- Written request -
Output each entry that follows exactly. Images stay out.

- Provided entries -
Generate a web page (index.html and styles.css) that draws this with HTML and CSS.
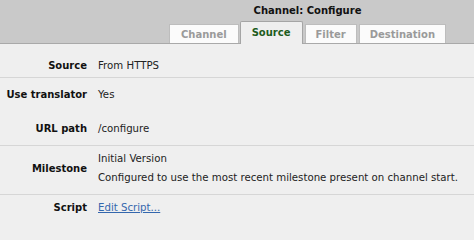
FILE: index.html
```html
<!DOCTYPE html>
<html>
<head>
<meta charset="utf-8">
<link rel="stylesheet" href="styles.css">
</head>
<body>
<div class="header">
  <div class="header-inner">
    <div class="title">Channel: Configure</div>
    <div class="tabs">
      <div class="tab tab-wide">Channel</div>
      <div class="tab active">Source</div>
      <div class="tab">Filter</div>
      <div class="tab">Destination</div>
    </div>
  </div>
</div>
<div class="content">
  <div class="row row-first">
    <div class="label">Source</div>
    <div class="value">From HTTPS</div>
  </div>
  <div class="row row-tall row-noline">
    <div class="label">Use translator</div>
    <div class="value">Yes</div>
  </div>
  <div class="row row-tall">
    <div class="label">URL path</div>
    <div class="value">/configure</div>
  </div>
  <div class="row row-multi">
    <div class="label">Milestone</div>
    <div class="value">
      <p class="para">Initial Version</p>
      <p class="para">Configured to use the most recent milestone present on channel start.</p>
    </div>
  </div>
  <div class="row row-last row-noline">
    <div class="label">Script</div>
    <div class="value"><a class="link" href="#">Edit Script...</a></div>
  </div>
</div>
</body>
</html>
```
FILE: styles.css
```css
html, body {
  margin: 0;
  padding: 0;
  background: #efefef;
}
body {
  font-family: "DejaVu Sans", Verdana, sans-serif;
  font-size: 10px;
  color: #111;
  width: 474px;
  height: 219px;
  overflow: hidden;
}
.header {
  background: #c9c9c9;
  height: 43px;
  border-bottom: 1px solid #a9a9a9;
  display: flex;
  justify-content: flex-end;
  padding-right: 28px;
}
.header-inner {
  display: flex;
  flex-direction: column;
  align-items: center;
}
.title {
  font-weight: bold;
  font-size: 10px;
  line-height: 12px;
  margin-top: 5px;
  color: #111;
}
.tabs {
  display: flex;
  align-items: flex-end;
  gap: 2px;
  margin-top: auto;
}
.tab {
  background: #fbfbfb;
  color: #9a9a9a;
  font-weight: bold;
  font-size: 10px;
  line-height: 19px;
  height: 19px;
  padding: 0 10px;
  border: 1px solid #bdbdbd;
  border-bottom: none;
  box-sizing: border-box;
}
.tab-wide {
  padding: 0 11px;
  margin-right: -1px;
}
.tab.active {
  background: #efefef;
  color: #1d5c1d;
  height: 23px;
  line-height: 22px;
  padding: 0 11px;
  margin-bottom: -1px;
  border-color: #a5a5a5;
  border-radius: 2px 2px 0 0;
}
.content {
  padding-top: 10px;
}
.row {
  display: flex;
  align-items: center;
  border-bottom: 1px solid #d6d6d6;
  line-height: 13px;
}
.row-noline {
  border-bottom-color: transparent;
}
.row-first {
  padding: 5px 0;
}
.row-tall {
  padding: 10px 0;
}
.row-multi {
  padding: 6px 0 10px;
}
.row-last {
  padding: 6px 0;
}
.label {
  width: 87px;
  flex: none;
  text-align: right;
  font-weight: bold;
  color: #111;
}
.value {
  padding-left: 11px;
  color: #222;
  font-size: 10.2px;
}
.para {
  margin: 0;
}
.para + .para {
  margin-top: 6px;
}
.link {
  color: #3467ad;
  text-decoration: underline;
}
```
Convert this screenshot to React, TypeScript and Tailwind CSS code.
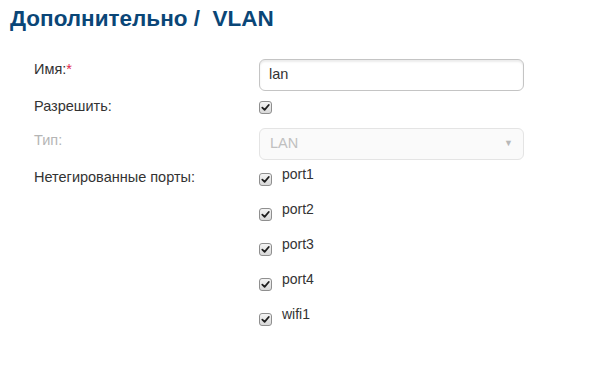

- Solution to the exercise -
Generate a web page (index.html and styles.css) that draws this with HTML and CSS.
FILE: index.html
```html
<!DOCTYPE html>
<html>
<head>
<meta charset="utf-8">
<link rel="stylesheet" href="styles.css">
</head>
<body>
<div class="header">
  <div class="header-inner">
    <div class="title">Channel: Configure</div>
    <div class="tabs">
      <div class="tab tab-wide">Channel</div>
      <div class="tab active">Source</div>
      <div class="tab">Filter</div>
      <div class="tab">Destination</div>
    </div>
  </div>
</div>
<div class="content">
  <div class="row row-first">
    <div class="label">Source</div>
    <div class="value">From HTTPS</div>
  </div>
  <div class="row row-tall row-noline">
    <div class="label">Use translator</div>
    <div class="value">Yes</div>
  </div>
  <div class="row row-tall">
    <div class="label">URL path</div>
    <div class="value">/configure</div>
  </div>
  <div class="row row-multi">
    <div class="label">Milestone</div>
    <div class="value">
      <p class="para">Initial Version</p>
      <p class="para">Configured to use the most recent milestone present on channel start.</p>
    </div>
  </div>
  <div class="row row-last row-noline">
    <div class="label">Script</div>
    <div class="value"><a class="link" href="#">Edit Script...</a></div>
  </div>
</div>
</body>
</html>
```
FILE: styles.css
```css
html, body {
  margin: 0;
  padding: 0;
  background: #efefef;
}
body {
  font-family: "DejaVu Sans", Verdana, sans-serif;
  font-size: 10px;
  color: #111;
  width: 474px;
  height: 219px;
  overflow: hidden;
}
.header {
  background: #c9c9c9;
  height: 43px;
  border-bottom: 1px solid #a9a9a9;
  display: flex;
  justify-content: flex-end;
  padding-right: 28px;
}
.header-inner {
  display: flex;
  flex-direction: column;
  align-items: center;
}
.title {
  font-weight: bold;
  font-size: 10px;
  line-height: 12px;
  margin-top: 5px;
  color: #111;
}
.tabs {
  display: flex;
  align-items: flex-end;
  gap: 2px;
  margin-top: auto;
}
.tab {
  background: #fbfbfb;
  color: #9a9a9a;
  font-weight: bold;
  font-size: 10px;
  line-height: 19px;
  height: 19px;
  padding: 0 10px;
  border: 1px solid #bdbdbd;
  border-bottom: none;
  box-sizing: border-box;
}
.tab-wide {
  padding: 0 11px;
  margin-right: -1px;
}
.tab.active {
  background: #efefef;
  color: #1d5c1d;
  height: 23px;
  line-height: 22px;
  padding: 0 11px;
  margin-bottom: -1px;
  border-color: #a5a5a5;
  border-radius: 2px 2px 0 0;
}
.content {
  padding-top: 10px;
}
.row {
  display: flex;
  align-items: center;
  border-bottom: 1px solid #d6d6d6;
  line-height: 13px;
}
.row-noline {
  border-bottom-color: transparent;
}
.row-first {
  padding: 5px 0;
}
.row-tall {
  padding: 10px 0;
}
.row-multi {
  padding: 6px 0 10px;
}
.row-last {
  padding: 6px 0;
}
.label {
  width: 87px;
  flex: none;
  text-align: right;
  font-weight: bold;
  color: #111;
}
.value {
  padding-left: 11px;
  color: #222;
  font-size: 10.2px;
}
.para {
  margin: 0;
}
.para + .para {
  margin-top: 6px;
}
.link {
  color: #3467ad;
  text-decoration: underline;
}
```
Convert this screenshot to React, TypeScript and Tailwind CSS code.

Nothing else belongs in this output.